According to an update into the investigation released by the NTSB on Tuesday, an examination of Atlas Air Flight 3591‘s flight data found that the flight from Miami to Houston progressed normally for most of the journey, all the way to the point where the flight crew was planning their descent around 12:30pm local time. At 12:34, however, as the plane descended through 13,800 feet, air traffic control advised the pilot and co-pilot of pockets of inclement weather ahead. As the plane passed through 12,000 feet at a ground speed of 290 knots (340 mph), the pilots indicated they preferred the westerly route option ATC had given them around the rain; air traffic control told them they would need to descend quickly to 3,000 feet to do so, and radar data reveals the Boeing turned to a heading of 270º as requested and descended through 8,500 feet. One minute later, the controller told the crew they would be past the bad weather in about 18 miles, and to expect a turn to the north. The crew responded “Sounds good” and “Okay,” according to the NTSB, and the plane leveled out at 6,200 feet before rising 100 feet more.

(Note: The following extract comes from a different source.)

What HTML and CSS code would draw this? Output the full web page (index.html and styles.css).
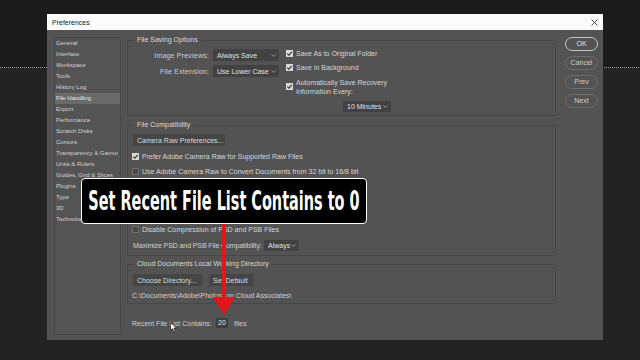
FILE: index.html
```html
<!DOCTYPE html>
<html>
<head>
<meta charset="utf-8">
<title>Preferences</title>
<link rel="stylesheet" href="styles.css">
</head>
<body>
<div class="desktop">
  <div class="dialog">
    <div class="titlebar">
      <span class="title">Preferences</span>
      <svg class="close" width="7" height="7" viewBox="0 0 7 7"><path d="M0.5 0.5 L6.5 6.5 M6.5 0.5 L0.5 6.5" stroke="#333" stroke-width="0.9" fill="none"/></svg>
    </div>
    <div class="dbody">
      <ul class="sidebar">
        <li>General</li>
        <li>Interface</li>
        <li>Workspace</li>
        <li>Tools</li>
        <li>History Log</li>
        <li class="sel-item">File Handling</li>
        <li>Export</li>
        <li>Performance</li>
        <li>Scratch Disks</li>
        <li>Cursors</li>
        <li>Transparency &amp; Gamut</li>
        <li>Units &amp; Rulers</li>
        <li>Guides, Grid &amp; Slices</li>
        <li>Plugins</li>
        <li>Type</li>
        <li>3D</li>
        <li>Technology Previews</li>
      </ul>

      <div class="main">
        <fieldset class="grp">
          <legend>File Saving Options</legend>
          <div class="g1">
            <div class="g1-left">
              <div class="frow"><span class="flabel">Image Previews:</span><span class="select w66">Always Save<svg class="chev" width="5" height="3" viewBox="0 0 5 3"><path d="M0.5 0.5 L2.5 2.5 L4.5 0.5" stroke="#aaa" stroke-width="0.8" fill="none"/></svg></span></div>
              <div class="frow"><span class="flabel">File Extension:</span><span class="select w66">Use Lower Case<svg class="chev" width="5" height="3" viewBox="0 0 5 3"><path d="M0.5 0.5 L2.5 2.5 L4.5 0.5" stroke="#aaa" stroke-width="0.8" fill="none"/></svg></span></div>
            </div>
            <div class="g1-right">
              <div class="crow"><span class="cb on"><svg width="7" height="7" viewBox="0 0 7 7"><path d="M1.3 3.6 L2.9 5.1 L5.8 1.8" stroke="#333" stroke-width="1.1" fill="none"/></svg></span>Save As to Original Folder</div>
              <div class="crow"><span class="cb on"><svg width="7" height="7" viewBox="0 0 7 7"><path d="M1.3 3.6 L2.9 5.1 L5.8 1.8" stroke="#333" stroke-width="1.1" fill="none"/></svg></span>Save in Background</div>
              <div class="crow two"><span class="cb on"><svg width="7" height="7" viewBox="0 0 7 7"><path d="M1.3 3.6 L2.9 5.1 L5.8 1.8" stroke="#333" stroke-width="1.1" fill="none"/></svg></span><span>Automatically Save Recovery<br>Information Every:</span></div>
              <span class="select w48 mins">10 Minutes<svg class="chev" width="5" height="3" viewBox="0 0 5 3"><path d="M0.5 0.5 L2.5 2.5 L4.5 0.5" stroke="#aaa" stroke-width="0.8" fill="none"/></svg></span>
            </div>
          </div>
        </fieldset>

        <fieldset class="grp g2box">
          <legend>File Compatibility</legend>
          <div class="g2">
            <span class="btn crp">Camera Raw Preferences...</span>
            <div class="rows">
              <div class="crow r"><span class="cb on"><svg width="7" height="7" viewBox="0 0 7 7"><path d="M1.3 3.6 L2.9 5.1 L5.8 1.8" stroke="#333" stroke-width="1.1" fill="none"/></svg></span>Prefer Adobe Camera Raw for Supported Raw Files</div>
              <div class="crow r"><span class="cb"></span>Use Adobe Camera Raw to Convert Documents from 32 bit to 16/8 bit</div>
              <div class="crow r"><span class="cb"></span></div>
              <div class="crow r"><span class="cb"></span></div>
              <div class="crow r"><span class="cb"></span></div>
              <div class="crow r"><span class="cb"></span>Disable Compression of PSD and PSB Files</div>
            </div>
            <div class="maxrow"><span class="mlabel">Maximize PSD and PSB File Compatibility:</span><span class="select w35">Always<svg class="chev" width="5" height="3" viewBox="0 0 5 3"><path d="M0.5 0.5 L2.5 2.5 L4.5 0.5" stroke="#aaa" stroke-width="0.8" fill="none"/></svg></span></div>
          </div>
        </fieldset>

        <fieldset class="grp g3box">
          <legend>Cloud Documents Local Working Directory</legend>
          <div class="g3">
            <div class="brow"><span class="btn cd">Choose Directory...</span><span class="btn sd">Set Default</span></div>
            <div class="path">C:\Documents\Adobe\Photoshop Cloud Associates\</div>
          </div>
        </fieldset>

        <div class="recent"><span class="rlabel">Recent File List Contains:</span><span class="num">20</span><span class="files">files</span></div>
      </div>

      <div class="btns">
        <span class="pbtn ok">OK</span>
        <span class="pbtn">Cancel</span>
        <span class="pbtn">Prev</span>
        <span class="pbtn">Next</span>
      </div>
    </div>
  </div>

  <div class="callout"><span class="ctext">Set Recent File List Contains to 0</span></div>
  <svg class="arrow" width="28" height="96" viewBox="0 0 28 96">
    <rect x="12" y="2" width="4" height="76" fill="#e3161b"/>
    <polygon points="3,75 25,75 14,93" fill="#e3161b"/>
  </svg>
  <svg class="cursor" width="8" height="11" viewBox="0 0 8 11">
    <path d="M0.5 0.5 L0.5 8.5 L2.5 6.6 L4 9.8 L5.4 9.2 L3.9 6.1 L6.5 6.1 Z" fill="#fff" stroke="#000" stroke-width="0.6"/>
  </svg>
</div>
</body>
</html>
```

FILE: styles.css
```css
* { box-sizing: border-box; }
html, body { margin: 0; padding: 0; }
body {
  width: 640px;
  height: 360px;
  overflow: hidden;
  font-family: "Liberation Sans", Arial, sans-serif;
  background: #232323;
}
.desktop {
  position: relative;
  width: 640px;
  height: 360px;
  padding: 14px 0 0 47px;
  background:
    repeating-linear-gradient(90deg, #9a9a9a 0 1px, transparent 1px 2px) 0 67px / 100% 1px no-repeat,
    linear-gradient(#1b1b1b, #1b1b1b) 0 0 / 100% 67px no-repeat,
    #232323;
}
.dialog {
  width: 556px;
  height: 326px;
  display: flex;
  flex-direction: column;
  background: #535353;
}
.titlebar {
  height: 16px;
  flex: none;
  background: #fbfbfb;
  display: flex;
  align-items: center;
  justify-content: space-between;
  padding: 0 5px 0 5px;
}
.title {
  font-size: 7px;
  color: #222;
}
.close { display: block; }
.dbody {
  flex: 1;
  display: flex;
  padding: 5px 5px 5px 7px;
}
.sidebar {
  list-style: none;
  margin: 2px 6px 0 0;
  padding: 0;
  width: 67px;
  flex: none;
  border: 1px solid #494949;
  background: #545454;
}
.sidebar li {
  height: 11px;
  line-height: 11px;
  font-size: 6px;
  color: #d2d2d2;
  padding-left: 1px;
  white-space: nowrap;
  overflow: hidden;
}
.sidebar li.sel-item { background: #6a6a6a; color: #e6e6e6; }

.main {
  width: 429px;
  flex: none;
  display: flex;
  flex-direction: column;
  font-size: 7px;
  color: #d6d6d6;
}
.grp {
  margin: 0;
  padding: 0;
  border: 1px solid #474747;
  min-inline-size: 0;
}
.grp legend {
  margin-left: 6px;
  padding: 0 3px;
  font-size: 7px;
  line-height: 10px;
  color: #d8d8d8;
}
.g1 {
  display: flex;
  padding: 1px 0 3px 0;
}
.g1-left {
  width: 158px;
  flex: none;
  padding-top: 1px;
}
.frow {
  height: 16px;
  display: flex;
  align-items: center;
}
.flabel {
  width: 81px;
  margin-right: 4px;
  text-align: right;
  letter-spacing: 0.2px;
  color: #cfcfcf;
}
.select {
  height: 12px;
  display: flex;
  align-items: center;
  justify-content: space-between;
  padding: 0 3px 0 4px;
  background: #424242;
  color: #e0e0e0;
  white-space: nowrap;
}
.select .chev { display: block; flex: none; }
.w66 { width: 66px; }
.w48 { width: 48px; }
.w35 { width: 35px; height: 11px; flex: none; }
.g1-right {
  display: flex;
  flex-direction: column;
  align-items: flex-start;
}
.crow {
  height: 14px;
  display: flex;
  align-items: center;
  white-space: nowrap;
}
.crow.two {
  height: 18px;
  line-height: 9px;
  margin-top: 3.5px;
}
.cb {
  width: 7px;
  height: 7px;
  flex: none;
  margin-right: 3px;
  background: #484848;
  border: 1px solid #707070;
  display: block;
}
.cb svg { display: block; margin: -1px; }
.cb.on { background: #d9d9d9; border-color: #d9d9d9; }
.mins {
  margin-top: 5.5px;
  margin-left: 57px;
  height: 11px;
}

.g2box { margin-top: 4px; }
.g2 {
  display: flex;
  flex-direction: column;
  align-items: flex-start;
  padding: 0 0 3px 4px;
}
.btn {
  height: 12px;
  display: flex;
  align-items: center;
  padding-left: 4px;
  background: #454545;
  color: #dadada;
  white-space: nowrap;
}
.crp { margin: 4px 0 0 1px; width: 92px; }
.rows { margin-top: 3px; }
.crow.r { height: 14.7px; }
.maxrow {
  margin-top: 1px;
  height: 14px;
  display: flex;
  align-items: center;
}
.mlabel {
  width: 132px;
  flex: none;
  padding-left: 1px;
  color: #cfcfcf;
  white-space: nowrap;
  letter-spacing: -0.1px;
}

.g3box { margin-top: 3px; }
.g3 { padding: 0 0 1px 4px; }
.brow { display: flex; margin-top: 5px; }
.cd { width: 69px; margin-left: 1px; }
.sd { width: 45px; margin-left: 7px; }
.path {
  margin-top: 4px;
  line-height: 12px;
  height: 12px;
  color: #cfcfcf;
  white-space: nowrap;
}

.recent {
  margin-top: 13px;
  height: 12px;
  display: flex;
  align-items: center;
  padding-left: 5px;
  color: #cfcfcf;
}
.rlabel { width: 84px; }
.num {
  width: 12px;
  height: 10px;
  line-height: 10px;
  text-align: center;
  background: #3e3e3e;
  color: #e6e6e6;
}
.files { margin-left: 6px; }

.btns {
  margin: 2px 0 0 9px;
  width: 33px;
  flex: none;
  display: flex;
  flex-direction: column;
  gap: 5px;
}
.pbtn {
  height: 14px;
  border: 1px solid #6c6c6c;
  border-radius: 7px;
  font-size: 7px;
  line-height: 12px;
  text-align: center;
  color: #cfcfcf;
}
.pbtn.ok { border-color: #c4c4c4; color: #e2e2e2; }

.callout {
  position: absolute;
  left: 81px;
  top: 178px;
  width: 286px;
  height: 46px;
  background: #000;
  border: 1.5px solid #fff;
  border-radius: 4px;
  display: flex;
  align-items: center;
  justify-content: center;
}
.ctext {
  display: inline-block;
  flex: none;
  white-space: nowrap;
  font-family: "DejaVu Sans Condensed", "DejaVu Sans", sans-serif;
  font-stretch: condensed;
  font-weight: bold;
  font-size: 27px;
  line-height: 30px;
  color: #fff;
  transform: scaleX(0.595);
}
.arrow { position: absolute; left: 210px; top: 222px; }
.cursor { position: absolute; left: 170px; top: 322px; }
```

That, apparently, is when things went haywire. The aircraft began what the NTSB report described as “small vertical accelerations consistent with the airplane entering turbulence,” according to the flight data recorders recovered from the accident scene. Seconds later, with the plane holding steading at 230 knots (265 mph), the engines went to full power, and the nose of the plane rose four degrees…then the aircraft pitched nose-down for the next 18 seconds, reaching a maximum pitch of –49º in response to the plane’s elevator inputs. (The stall warning never activated, according to the While still traveling due west, the plane blasted towards the ground, eventually reaching a maximum speed of roughly 430 knots (495 mph). The aircraft’s nose began to rise during the descent, the black box revealed, with the plane eventually recovering to a –20º pitch—but it wasn’t enough to prevent the Boeing from slamming into the swamp at a speed great enough to widely scatter the debris, burying much of it as deep as three feet in the thick mud. Some pieces of the plane floated as far as 20 miles from the crash site, according to investigators.
The facts presented by the evidence, veteran pilot and aviation expert Josh Verde told local news outlet Click2Houston, seemed unusual.
“I can’t think of a normal situation at that altitude that a pilot would go to maximum thrust at that altitude,” Verde said. “I think these are qualified pilots and, with that in mind, it was confusing to read the engines were increased to maximum thrust and that the aircraft was pitched nose down.”
Both captain Ricky Blakely and first officer Conrad Jules Aska were certified to fly the 767, according to the NTSB; Blakely had 11,000 hours of flight experience, including 1,250 in the Boeing 767, while Aska had 5,000 hours of flight experience, 520 of which was on the 767. (The third occupant, Captain Sean Archuleta, was also a pilot who happened to be dead-heading on the aircraft, hitching a ride to Houston.) The aircraft itself had more than 91,000 hours of flight time racked up over more than 23,000 flights in the course of its 26-year life, maintenance records revealed, and the NTSB said it had no inoperative items or outstanding airworthiness directives.
The NTSB said the cockpit voice recorder, which contains an audio transcript of the entire crash, has been recovered from the wreckage; the transcript is expected to be released to the public at a later date. A complete accident report is expected to be released next year.